The plaintiffs are invoking RICO—the Racketeer Influenced and Corrupt Organizations Act—a federal statute typically reserved for prosecuting organized crime. It’s a significant legal escalation that, if successful, could expose defendants to treble damages and establish precedent for treating coordinated streaming fraud as racketeering.
The Evidence: 37 Billion Suspicious Streams
The lawsuit cites analysis suggesting approximately 37 billion streams attributed to Drake between January 2022 and September 2025 “were inauthentic and appeared to be the work of a sprawling network of bot accounts.” If accurate, this would represent roughly 8% of Spotify’s estimated total annual fake streams applied to a single artist.
EVIDENCE CITED IN THE LAWSUIT
VPN Manipulation
- Over 250,000 streams of “No Face” in a 4-day period originated in Turkey
- Streams were “falsely geomapped through VPNs to the United Kingdom”
- “Abnormal VPN usage” detected across Drake’s catalog
Listener Concentration
- Less than 2% of listeners accounted for ~15% of total plays
- Highly unusual ratio compared to other popular artists
- Pattern consistent with bot account behavior
The VPN evidence is particularly damning if verified. Legitimate listeners don’t typically mask their geographic location, but bot farms routinely use VPNs to distribute fake streams across multiple regions—a tactic designed to evade Spotify’s fraud detection algorithms.

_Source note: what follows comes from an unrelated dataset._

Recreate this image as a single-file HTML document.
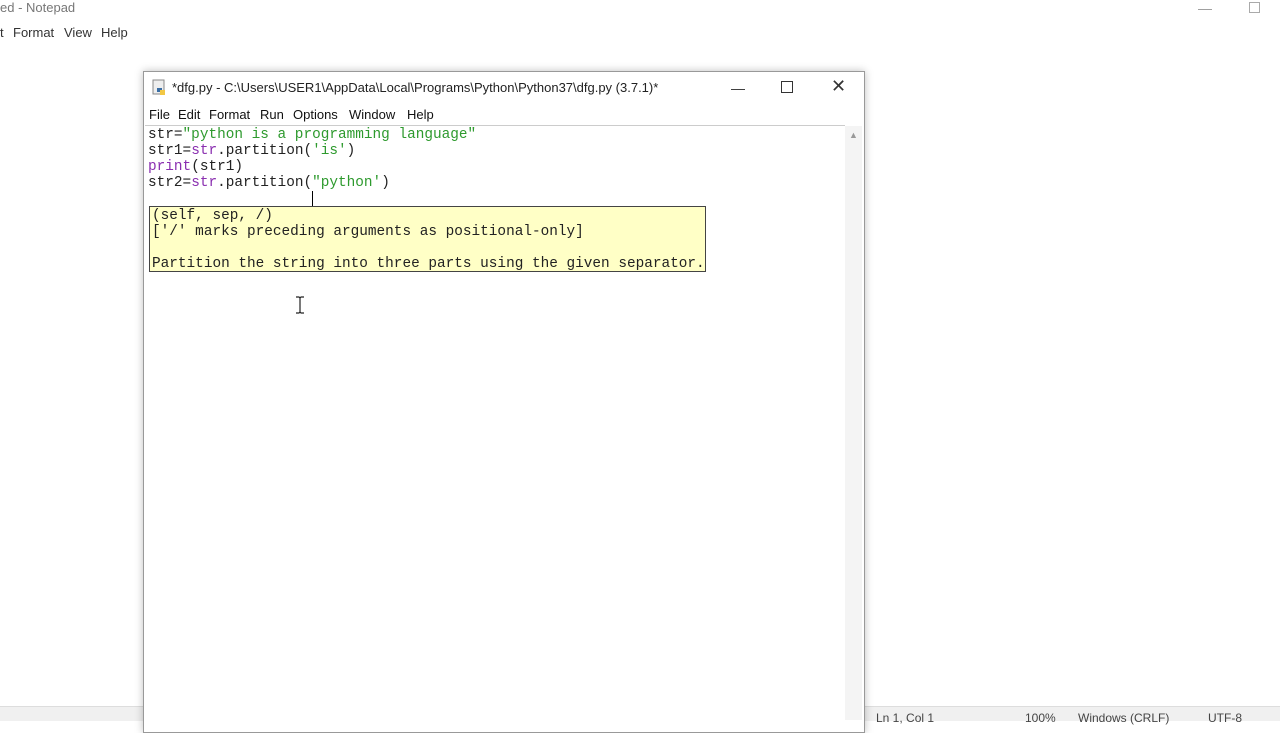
<!DOCTYPE html><html><head><style>
body{margin:0;width:1280px;height:720px;overflow:hidden;background:#fff;font-family:"Liberation Sans",sans-serif;position:relative}
.a{position:absolute}
.mono{font-family:"Liberation Mono",monospace;font-size:14.4px;white-space:pre;line-height:16px;color:#222}
.g{color:#2e9a2e}.p{color:#8a2fb0}
</style></head><body>
<div class="a" style="left:0;top:0;font-size:13px;color:#777">ed - Notepad</div>
<div class="a" style="left:1198px;top:0;color:#999;font-size:14px">—</div>
<div class="a" style="left:1249px;top:2px;width:9px;height:9px;border:1px solid #aaa"></div>
<div class="a" style="left:0;top:25px;font-size:13px;color:#333">t</div>
<div class="a" style="left:13px;top:25px;font-size:13px;color:#333">Format</div>
<div class="a" style="left:64px;top:25px;font-size:13px;color:#333">View</div>
<div class="a" style="left:101px;top:25px;font-size:13px;color:#333">Help</div>
<div class="a" style="left:0;top:706px;width:1280px;height:14px;background:#f0f0f0;border-top:1px solid #ddd"></div>
<div class="a" style="left:876px;top:711px;font-size:12px;color:#444">Ln 1, Col 1</div>
<div class="a" style="left:1025px;top:711px;font-size:12px;color:#444">100%</div>
<div class="a" style="left:1078px;top:711px;font-size:12px;color:#444">Windows (CRLF)</div>
<div class="a" style="left:1208px;top:711px;font-size:12px;color:#444">UTF-8</div>
<div class="a" style="left:143px;top:71px;width:720px;height:660px;background:#fff;border:1px solid #999;box-shadow:0 0 8px rgba(0,0,0,.25)"></div>
<svg class="a" style="left:151px;top:79px" width="18" height="18"><rect x="2" y="1" width="11" height="14" fill="#eee" stroke="#888"/><path d="M6 9h5v4H6z" fill="#3a6ea5"/><path d="M9 11h5v5H9z" fill="#f2c744"/></svg>
<div class="a" style="left:172px;top:80px;font-size:13px;color:#222">*dfg.py - C:\Users\USER1\AppData\Local\Programs\Python\Python37\dfg.py (3.7.1)*</div>
<div class="a" style="left:731px;top:80px;font-size:14px;color:#333">—</div>
<div class="a" style="left:781px;top:81px;width:10px;height:10px;border:1px solid #333"></div>
<div class="a" style="left:831px;top:76px;font-size:18px;color:#333">✕</div>
<div class="a" style="left:149px;top:107px;font-size:13px;color:#111">File</div>
<div class="a" style="left:178px;top:107px;font-size:13px;color:#111">Edit</div>
<div class="a" style="left:209px;top:107px;font-size:13px;color:#111">Format</div>
<div class="a" style="left:260px;top:107px;font-size:13px;color:#111">Run</div>
<div class="a" style="left:293px;top:107px;font-size:13px;color:#111">Options</div>
<div class="a" style="left:349px;top:107px;font-size:13px;color:#111">Window</div>
<div class="a" style="left:407px;top:107px;font-size:13px;color:#111">Help</div>
<div class="a" style="left:145px;top:125px;width:700px;height:1px;background:#ccc"></div>
<div class="a" style="left:845px;top:126px;width:17px;height:594px;background:#f4f4f4"></div>
<div class="a" style="left:849px;top:130px;font-size:9px;color:#999">▲</div>
<div class="a mono" style="left:148px;top:127px">str=<span class="g">"python is a programming language"</span>
str1=<span class="p">str</span>.partition(<span class="g">'is'</span>)
<span class="p">print</span>(str1)
str2=<span class="p">str</span>.partition(<span class="g">"python'</span>)</div>
<div class="a" style="left:312px;top:191px;width:1px;height:16px;background:#000"></div>
<div class="a mono" style="left:149px;top:206px;width:553px;height:63px;background:#ffffc6;border:1px solid #444;padding-left:2px;line-height:16px;padding-top:1px;color:#222">(self, sep, /)
['/' marks preceding arguments as positional-only]

Partition the string into three parts using the given separator.</div>
<svg class="a" style="left:295px;top:296px" width="10" height="18"><path d="M1 1h3l1 1 1-1h3M5 2v14M1 17h3l1-1 1 1h3" stroke="#222" fill="none" stroke-width="1.2"/></svg>
</body></html>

How Streaming Fraud Actually Works
To understand the allegations, it helps to understand how streaming fraud operates at scale. Spotify estimates over 8% of all streams in 2025 came from artificial accounts or bots. The music industry loses an estimated $300+ million annually to fake streams—and that figure is likely conservative.
| Bot Behavior | Real Listener Behavior | Detection Flag |
|---|---|---|
| Just press play, no interaction | Save tracks, add to playlists, follow artist | High streams, zero engagement |
| Play on mute | Adjust volume, skip tracks | Silent playback detected |
| Sudden spike, then drop | Gradual organic growth | Unnatural traffic pattern |
| Geographic concentration via VPN | Distributed global audience | Suspicious IP patterns |
Sophisticated fraudsters now use AI to manage bot networks, spoofing digital identities, rotating through proxies, and mimicking human listening patterns. Spotify removed over 100,000 songs in 2023 alone for artificial streaming violations—but catching well-funded operations remains challenging.
The Stake Connection: Tipping as Money Transfer
The lawsuit’s most novel claim is that Stake’s tipping feature served as a money laundering mechanism. Tipping on crypto gambling platforms typically allows users to send cryptocurrency to other users—ostensibly for entertainment or social purposes.
“Drake, Ross, and Nguyen have been zealous promoters of Stake, with Drake having been paid, by his own admission, $100,000,000 per year for his promotional services.”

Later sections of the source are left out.